I was actually going to make it out!
Well, first I had to do the library fight all over again except this time without even using my heal spell (and thank goodness I hadn’t saved after doing it the first time). Again, a brutally hard prospect, but with the light at the end of the tunnel now a blinding glare rather than a distant glow it was almost a formality at this point. A victory lap, letting me flex my new relative skill at the game before a glorious return home. After many more attempts I collected the book I knew would be my salvation, summoned my portal and returned to the town of Tristram, grinning from ear to ear.
I feel like there might be a lesson or two about good game design buried in this story, but if there is I’m not insightful enough to fully see it. It’s certainly hard to imagine anything like this happening in a modern, more polished title, and there is something aesthetically appealing in the indifference to the player that the world of Diablo felt like it had during this saga. But it was also just as possible for this indifference to have led to the loss of my character, my progress and probably the last of my interest in actually playing Diablo 1. And this whole experience was only possible because of poor decision making and lack of game knowledge on my part.
All I really know is that this was absolutely thrilling. Every now and again games remind me of why I’ve spent so many 10s of thousands of hours playing them.
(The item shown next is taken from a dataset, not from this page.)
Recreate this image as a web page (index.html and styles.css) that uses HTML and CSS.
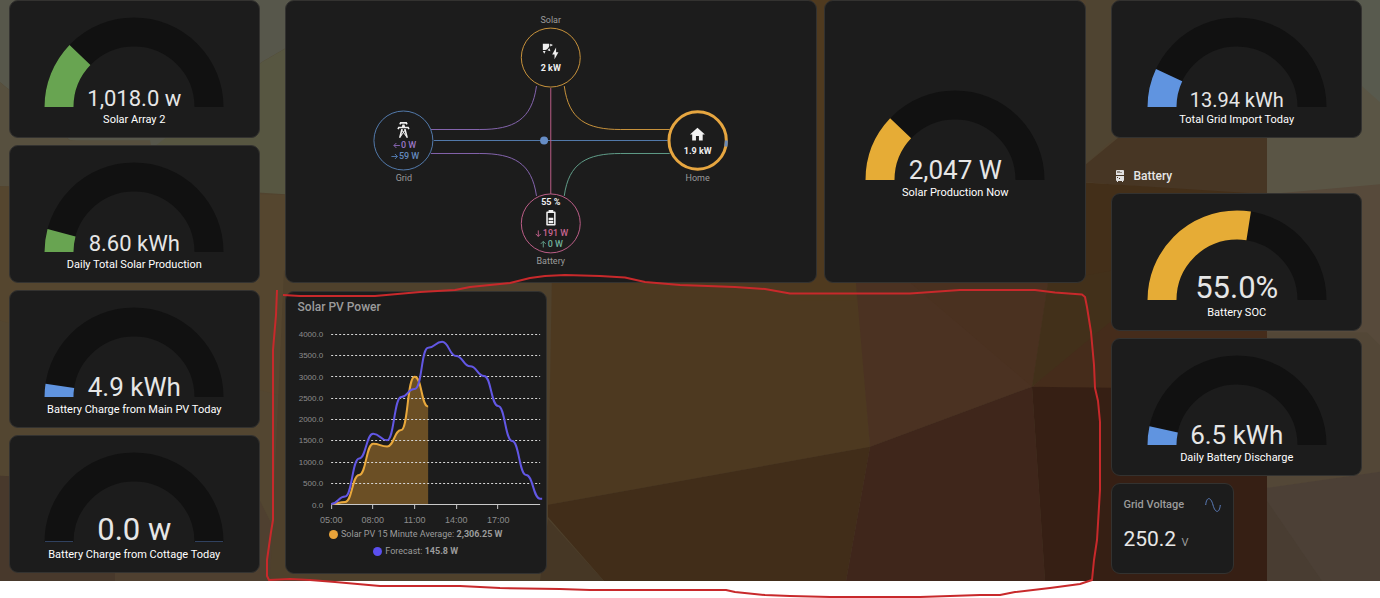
FILE: index.html
```html
<!DOCTYPE html>
<html lang="en">
<head>
<meta charset="utf-8">
<title>Energy dashboard</title>
<link rel="stylesheet" href="styles.css">
</head>
<body>
<div class="page">
<main class="dashboard">
  <svg class="backdrop" viewBox="0 0 1380 580" preserveAspectRatio="none" aria-hidden="true">
    <rect width="1380" height="580" fill="#51432f"/>
    <polygon points="0,0 300,0 300,40 262,62 160,150 70,140 0,82" fill="#57574b"/>
    <polygon points="0,82 70,140 150,140 160,190 0,186" fill="#57503f"/>
    <polygon points="150,150 262,62 300,40 300,195 150,185" fill="#575641"/>
    <polygon points="0,186 300,195 300,460 0,320" fill="#55462f"/>
    <polygon points="0,320 300,400 300,580 0,475" fill="#534631"/>
    <polygon points="0,475 120,480 115,580 0,580" fill="#48392c"/>
    <polygon points="115,440 260,500 300,580 115,580" fill="#4f4030"/>
    <polygon points="284,270 560,270 552,503 552,520 604,580 270,580" fill="#4f412c"/>
    <polygon points="552,270 856,270 870,446 548,504" fill="#4d3920"/>
    <polygon points="800,0 856,0 856,300 800,300" fill="#4f3a1f"/>
    <polygon points="548,504 870,446 846,580 604,580 548,516" fill="#412d19"/>
    <polygon points="548,518 604,580 540,580" fill="#463725"/>
    <polygon points="856,282 1048,282 1032,386 870,446" fill="#4b3222"/>
    <polygon points="910,282 1048,282 1032,386" fill="#4a3120"/>
    <polygon points="870,446 1032,386 1045,580 846,580" fill="#3f261b"/>
    <polygon points="1086,0 1268,0 1268,110 1112,140 1086,164" fill="#4f4431"/>
    <polygon points="1086,164 1120,136 1268,136 1268,196 1086,182" fill="#473624"/>
    <polygon points="1080,182 1268,194 1268,325 1112,325 1080,350" fill="#432f19"/>
    <polygon points="1048,282 1112,270 1112,325 1032,386" fill="#42301a"/>
    <polygon points="1112,320 1268,330 1268,392 1032,386" fill="#452c1b"/>
    <polygon points="1032,386 1268,389 1268,580 1045,580" fill="#361f14"/>
    <rect x="1267" width="113" height="580" fill="#574a3b"/>
    <polygon points="1267,0 1380,0 1380,184 1267,194" fill="#5a5545"/>
    <polygon points="1340,0 1380,0 1380,102 1362,86 1340,84" fill="#585a4e"/>
    <polygon points="1267,332 1367,332 1380,345 1380,471 1267,487" fill="#534737"/>
    <polygon points="1267,487 1380,471 1380,580 1267,580" fill="#4c4036"/>
    <polygon points="1267,500 1322,580 1267,580" fill="#493d32"/>
  </svg>

  <section class="column">
    <article class="card gauge-card">
      <div class="gauge">
        <svg class="dial" viewBox="0 0 180 90" aria-hidden="true"><path class="track" d="M15 90a75 75 0 0 1 150 0"/><path class="level green" pathLength="100" stroke-dasharray="24.4 200" d="M15 90a75 75 0 0 1 150 0"/></svg>
        <p class="value size-m">1,018.0 w</p>
      </div>
      <h2 class="name">Solar Array 2</h2>
    </article>
    <article class="card gauge-card">
      <div class="gauge">
        <svg class="dial" viewBox="0 0 180 90" aria-hidden="true"><path class="track" d="M15 90a75 75 0 0 1 150 0"/><path class="level green" pathLength="100" stroke-dasharray="8.3 200" d="M15 90a75 75 0 0 1 150 0"/></svg>
        <p class="value size-m">8.60 kWh</p>
      </div>
      <h2 class="name">Daily Total Solar Production</h2>
    </article>
    <article class="card gauge-card">
      <div class="gauge">
        <svg class="dial" viewBox="0 0 180 90" aria-hidden="true"><path class="track" d="M15 90a75 75 0 0 1 150 0"/><path class="level blue" pathLength="100" stroke-dasharray="4.8 200" d="M15 90a75 75 0 0 1 150 0"/></svg>
        <p class="value size-l">4.9 kWh</p>
      </div>
      <h2 class="name">Battery Charge from Main PV Today</h2>
    </article>
    <article class="card gauge-card">
      <div class="gauge">
        <svg class="dial" viewBox="0 0 180 90" aria-hidden="true"><path class="track" d="M15 90a75 75 0 0 1 150 0"/><path class="zero" d="M1 89.5h28M151 89.5h28"/></svg>
        <p class="value size-xl">0.0 w</p>
      </div>
      <h2 class="name">Battery Charge from Cottage Today</h2>
    </article>
  </section>

  <section class="center">
    <article class="card flow-card">
      <svg class="flow" viewBox="286 1 531 280" role="img" aria-label="Power flow">
        <g class="lines">
          <path class="purple" d="M431 129.500H480C514 129.500 532 120 536.700 86"/>
          <path class="purple" d="M431 153.500H480C514 153.500 532 163 536.700 196"/>
          <path class="amber" d="M670 129.500H621C587 129.500 569 120 564.500 86"/>
          <path class="teal" d="M670 153.500H621C587 153.500 569 163 564.500 196"/>
          <path class="steel" d="M434 140.500H668"/>
          <path class="pink" d="M551 88V194"/>
          <circle class="amber" cx="551" cy="57.500" r="29.500"/>
          <circle class="steel" cx="403.500" cy="140.500" r="29.500"/>
          <circle class="pink" cx="551" cy="223.500" r="29.500"/>
        </g>
        <circle class="dot" cx="544.300" cy="140.500" r="4"/>
        <circle class="home-ring" cx="698" cy="140.500" r="28.700"/>
        <path class="home-share" d="M726.700 140.500a28.700 28.700 0 0 1-.5 6"/>
        <g class="icons">
          <path transform="translate(541.500 42) scale(.78)" d="M11.450 2V5.550L15 3.770L11.450 2M10.450 8L8 10.460L11.750 11.710L10.450 8M2 11.450L3.770 15L5.550 11.450H2M10 2H2V10C2.570 10.170 3.170 10.250 3.770 10.250C7.350 10.260 10.260 7.350 10.270 3.750C10.260 3.160 10.170 2.570 10 2M17 22V16H14L19 7V13H22L17 22Z"/>
          <path transform="translate(394.200 120.500) scale(.78)" d="M8.280 5.450L6.500 4.550L7.760 2H16.230L17.500 4.550L15.720 5.440L15 4H9L8.280 5.450M18.620 8H14.090L13.300 5H10.700L9.910 8H5.380L4.100 10.550L5.890 11.440L6.620 10H17.380L18.100 11.450L19.890 10.560L18.620 8M17.770 22H15.700L15.460 21.100L12 15.900L8.530 21.100L8.300 22H6.230L9.120 11H11.190L10.830 12.350L12 14.100L13.160 12.350L12.810 11H14.880L17.770 22M11.400 15L10.500 13.650L9.320 18.130L11.400 15M14.680 18.120L13.500 13.640L12.600 15L14.680 18.120Z"/>
          <path transform="translate(688.800 125.500) scale(.75)" d="M10 20V14H14V20H19V12H22L12 3L2 12H5V20H10Z"/>
          <path transform="translate(541.800 208.500) scale(.78)" d="M16 20H8V6H16M16.670 4H15V2H9V4H7.330C6.600 4 6 4.600 6 5.330V20.670C6 21.400 6.600 22 7.330 22H16.670C17.410 22 18 21.410 18 20.670V5.330C18 4.600 17.400 4 16.670 4M15 16H9V19H15V16M15 12H9V15H15V12"/>
        </g>
        <g class="arrows">
          <path class="purple" d="M400 145.500h-6M396.500 143l-2.500 2.500 2.500 2.500"/>
          <path class="steel" d="M391.500 156.500h6M395 154l2.500 2.500-2.500 2.500"/>
          <path class="pink" d="M538.500 230.500v6M536 234l2.500 2.500 2.500-2.500"/>
          <path class="teal" d="M543.500 247.500v-6M541 244l2.500-2.500 2.500 2.500"/>
        </g>
        <g class="node-label">
          <text x="551" y="23">Solar</text>
          <text x="404" y="181">Grid</text>
          <text x="698" y="181">Home</text>
          <text x="551" y="264">Battery</text>
        </g>
        <g class="node-total">
          <text x="551" y="71">2 kW</text>
          <text x="698" y="154">1.9 kW</text>
          <text x="551" y="205">55 %</text>
        </g>
        <g class="node-value">
          <text class="purple" x="401" y="148">0 W</text>
          <text class="steel" x="399" y="159">59 W</text>
          <text class="pink" x="543" y="236">191 W</text>
          <text class="teal" x="548" y="247">0 W</text>
        </g>
      </svg>
    </article>

    <article class="card gauge-card">
      <div class="gauge">
        <svg class="dial" viewBox="0 0 180 90" aria-hidden="true"><path class="track" d="M15 90a75 75 0 0 1 150 0"/><path class="level yellow" pathLength="100" stroke-dasharray="24.2 200" d="M15 90a75 75 0 0 1 150 0"/></svg>
        <p class="value size-l">2,047 W</p>
      </div>
      <h2 class="name">Solar Production Now</h2>
    </article>

    <div class="lower">
      <article class="card chart-card">
        <h2 class="title">Solar PV Power</h2>
        <svg class="chart" viewBox="286 318 260 208" role="img" aria-label="Solar PV power and forecast by hour">
          <path class="area" d="M331 504C338 504 338 502 345 502S352 475 359 475S366 443.700 373 443.700S380 446.500 387 446.500S394 430 401 430S407 376.700 414.500 376.700S421 406.500 428 406.500V504.500H331Z"/>
          <path class="gridlines" d="M331 334.500H540M331 355.500H540M331 376.500H540M331 398.500H540M331 419.500H540M331 440.500H540M331 462.500H540M331 483.500H540"/>
          <path class="axis" d="M331 504.500H540M331.500 504v5M372.500 504v5M414.500 504v5M456.500 504v5M497.500 504v5"/>
          <path class="series average" d="M331 504C338 504 338 502 345 502S352 475 359 475S366 443.700 373 443.700S380 446.500 387 446.500S394 430 401 430S407 376.700 414.500 376.700S421 406.500 428 406.500"/>
          <path class="series forecast" d="M331 504C338 504 338 496.500 345 496.500S352 458.500 359 458.500S366 433.700 373 433.700S380 440.300 387 440.300S394 397 401 397S407 389 414.500 389S421 347.700 428 347.700S435 341.700 442 341.700S449 356 456 356S463 366.300 470 366.300S477 376 484 376S491 406 498 406S505 441 512 441S519 475 526 475S533 498.700 540 498.700H542"/>
          <g class="y-labels">
            <text x="323" y="337">4000.0</text><text x="323" y="358">3500.0</text><text x="323" y="380">3000.0</text><text x="323" y="401">2500.0</text><text x="323" y="422">2000.0</text><text x="323" y="443">1500.0</text><text x="323" y="465">1000.0</text><text x="323" y="486">500.0</text><text x="323" y="508">0.0</text>
          </g>
          <g class="x-labels">
            <text x="331" y="523">05:00</text><text x="372.500" y="523">08:00</text><text x="414.500" y="523">11:00</text><text x="456" y="523">14:00</text><text x="498" y="523">17:00</text>
          </g>
        </svg>
        <ul class="legend">
          <li><span class="swatch average-swatch"></span>Solar PV 15 Minute Average: <b>2,306.25 W</b></li>
          <li><span class="swatch forecast-swatch"></span>Forecast: <b>145.8 W</b></li>
        </ul>
      </article>
    </div>
  </section>

  <section class="column">
    <article class="card gauge-card">
      <div class="gauge">
        <svg class="dial" viewBox="0 0 180 90" aria-hidden="true"><path class="track" d="M15 90a75 75 0 0 1 150 0"/><path class="level blue" pathLength="100" stroke-dasharray="14 200" d="M15 90a75 75 0 0 1 150 0"/></svg>
        <p class="value size-s">13.94 kWh</p>
      </div>
      <h2 class="name">Total Grid Import Today</h2>
    </article>
    <h2 class="heading">
      <svg class="heading-icon" viewBox="0 0 12 12" aria-hidden="true"><path d="M3 0h6a1 1 0 0 1 1 1v4H2V1a1 1 0 0 1 1-1zM2 6h8v4a1 1 0 0 1-1 1v1H8v-1H4v1H3v-1a1 1 0 0 1-1-1z" fill="#e1e1e1"/><path d="M3 2h3M3 7.500h1M5 8.500h1M7 2v1" stroke="#473624"/></svg>
      Battery
    </h2>
    <article class="card gauge-card">
      <div class="gauge">
        <svg class="dial" viewBox="0 0 180 90" aria-hidden="true"><path class="track" d="M15 90a75 75 0 0 1 150 0"/><path class="level yellow" pathLength="100" stroke-dasharray="55 200" d="M15 90a75 75 0 0 1 150 0"/></svg>
        <p class="value size-xl">55.0%</p>
      </div>
      <h2 class="name">Battery SOC</h2>
    </article>
    <article class="card gauge-card">
      <div class="gauge">
        <svg class="dial" viewBox="0 0 180 90" aria-hidden="true"><path class="track" d="M15 90a75 75 0 0 1 150 0"/><path class="level blue" pathLength="100" stroke-dasharray="6.7 200" d="M15 90a75 75 0 0 1 150 0"/></svg>
        <p class="value size-l">6.5 kWh</p>
      </div>
      <h2 class="name">Daily Battery Discharge</h2>
    </article>
    <article class="card stat-card">
      <header class="stat-head">
        <h2 class="stat-title">Grid Voltage</h2>
        <svg class="wave" viewBox="0 0 16 16" aria-hidden="true"><path d="M.7 8C1.500 -.5 5.800 -.5 8 8S14.500 16.500 15.300 8"/></svg>
      </header>
      <p class="stat-value">250.2 <span class="unit">V</span></p>
    </article>
  </section>
</main>

<svg class="markup" viewBox="0 0 1380 598" preserveAspectRatio="none" aria-hidden="true">
  <path d="M283 295L300 296L375 296L420 292L455 290L470 287L510 283L530 278L545 276L565 275L600 276L625 277.500L645 282L680 285L735 287L765 289L790 293.500L910 293.500L960 290L1035 290L1055 292.500L1082 294.500L1085 297L1087 307L1091 332L1094 365L1095 388L1098 401L1100 422L1100 490L1097 540L1094 560L1092 580L1080 584L1050 588L1015 592L1000 595L980 595L920 597L830 597L790 596L765 595L735 592L726 590L590 590L560 589L500 588L460 586L380 586L335 582L310 580L290 579L269 580L267 576L267 560L271 532L273 520L273 350L276 315L277 290"/>
</svg>
</div>
</body>
</html>
```
FILE: styles.css
```css
* { box-sizing: border-box; }
body { margin: 0; background: #fff; font-family: Roboto, "Liberation Sans", sans-serif; color: #e6e6e6; }
h2, p, ul { margin: 0; padding: 0; }
.page { position: relative; min-height: 100vh; }

.dashboard {
  position: relative;
  display: grid;
  grid-template-columns: 5fr 16fr 5fr;
  gap: 25px;
  padding: 0 18px 7px 9px;
}
.backdrop { position: absolute; inset: 0; width: 100%; height: 100%; }
.column { position: relative; display: flex; flex-direction: column; gap: 7px; }
.center {
  position: relative;
  display: grid;
  grid-template-columns: 67fr 33fr;
  grid-template-rows: 1fr 1fr;
  gap: 8px 7px;
}
.lower { grid-column: 1 / -1; display: grid; grid-template-columns: 33fr 67fr; gap: 7px; }

.card { background: #1c1c1c; border: 1px solid #333230; border-radius: 9px; min-width: 0; }

.gauge-card { display: flex; flex-direction: column; align-items: center; justify-content: center; padding: 16px 8px 9px; }
.gauge { display: grid; justify-items: center; }
.gauge > * { grid-area: 1 / 1; }
.dial { display: block; width: 180px; height: 90px; fill: none; }
.track { stroke: #111; stroke-width: 29; }
.level { stroke-width: 29; }
.green { stroke: #68a451; }
.blue { stroke: #6094e0; }
.yellow { stroke: #e6ac36; }
.zero { stroke: #30415f; }
.value { align-self: end; margin-bottom: -3px; line-height: 1; white-space: nowrap; }
.size-s { font-size: 20px; }
.size-m { font-size: 22px; }
.size-l { font-size: 26px; }
.size-xl { font-size: 31px; }
.name { margin-top: 5px; font-size: 11px; font-weight: 400; line-height: 16px; text-align: center; color: #fff; }

.flow { display: block; width: 100%; height: 280px; }
.lines { fill: none; stroke-width: 1; }
.lines .purple, .arrows .purple { stroke: #8463ad; }
.lines .amber { stroke: #c7923b; }
.lines .teal, .arrows .teal { stroke: #5f9c88; }
.lines .steel, .arrows .steel { stroke: #5279ab; }
.lines .pink, .arrows .pink { stroke: #bb5d87; }
.arrows { fill: none; }
.dot { fill: #668dc6; }
.home-ring { fill: none; stroke: #e6a640; stroke-width: 3; }
.home-share { fill: none; stroke: #6c8cb8; stroke-width: 3; }
.icons { fill: #f0f0f0; }
.flow text { font-size: 9px; }
.node-label { fill: #9b9b9b; text-anchor: middle; }
.node-total { fill: #efefef; font-weight: 700; text-anchor: middle; }
.node-value { font-weight: 500; }
.node-value .purple { fill: #9a76c4; }
.node-value .steel { fill: #6489bd; }
.node-value .pink { fill: #c76590; }
.node-value .teal { fill: #70b19b; }

.chart-card { display: flex; flex-direction: column; padding-bottom: 11px; }
.title { padding: 7px 12px 0; font-size: 12px; font-weight: 500; line-height: 16px; color: #9b9b9b; }
.chart { display: block; width: 100%; height: 208px; margin-top: 3px; }
.area { fill: #6b4f25; }
.gridlines { fill: none; stroke: #d8d8d8; stroke-dasharray: 2 2; }
.axis { fill: none; stroke: #c9c9c9; }
.series { fill: none; stroke-width: 2; }
.average { stroke: #e8a83c; }
.forecast { stroke: #6257e4; }
.chart text { fill: #8c8c8c; font-family: "Liberation Sans", Arial, sans-serif; }
.y-labels { font-size: 8px; text-anchor: end; }
.x-labels { font-size: 9px; text-anchor: middle; }
.legend { list-style: none; font-size: 9px; line-height: 17px; color: #9b9b9b; text-align: center; }
.swatch { display: inline-block; width: 9px; height: 9px; margin-right: 3px; border-radius: 50%; vertical-align: middle; }
.average-swatch { background: #e8a33a; }
.forecast-swatch { background: #5b4fee; }

.heading { display: flex; align-items: center; gap: 7px; height: 41px; padding: 20px 3px 0; font-size: 12px; font-weight: 500; }
.heading-icon { width: 12px; height: 12px; }
.stat-card { width: 49%; flex: 1; padding: 12px 12px 16px 11px; }
.stat-head { display: flex; align-items: center; justify-content: space-between; line-height: 18px; }
.stat-title { font-size: 11px; font-weight: 500; color: #9b9b9b; white-space: nowrap; }
.wave { width: 16px; height: 16px; fill: none; stroke: #5d7fbe; stroke-width: 1; }
.stat-value { margin-top: 11px; font-size: 21px; line-height: 28px; white-space: nowrap; }
.unit { font-size: 11px; color: #9b9b9b; }

.markup { position: absolute; top: 0; left: 0; width: 100%; height: 598px; pointer-events: none; fill: none; stroke: #c8292b; stroke-width: 2; stroke-linejoin: round; }
```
Sometimes these reminders are in the form of new stories, or new mechanical experiences that completely absorb me in ways fully intended by their designers. But sometimes the stars simply align, and the perfect mixture of incompetence, luck, game design and a bit of skill come together to produce an absolutely singular experience. This was one of them, and I am oh so grateful to have got to experience it and live to tell the tale.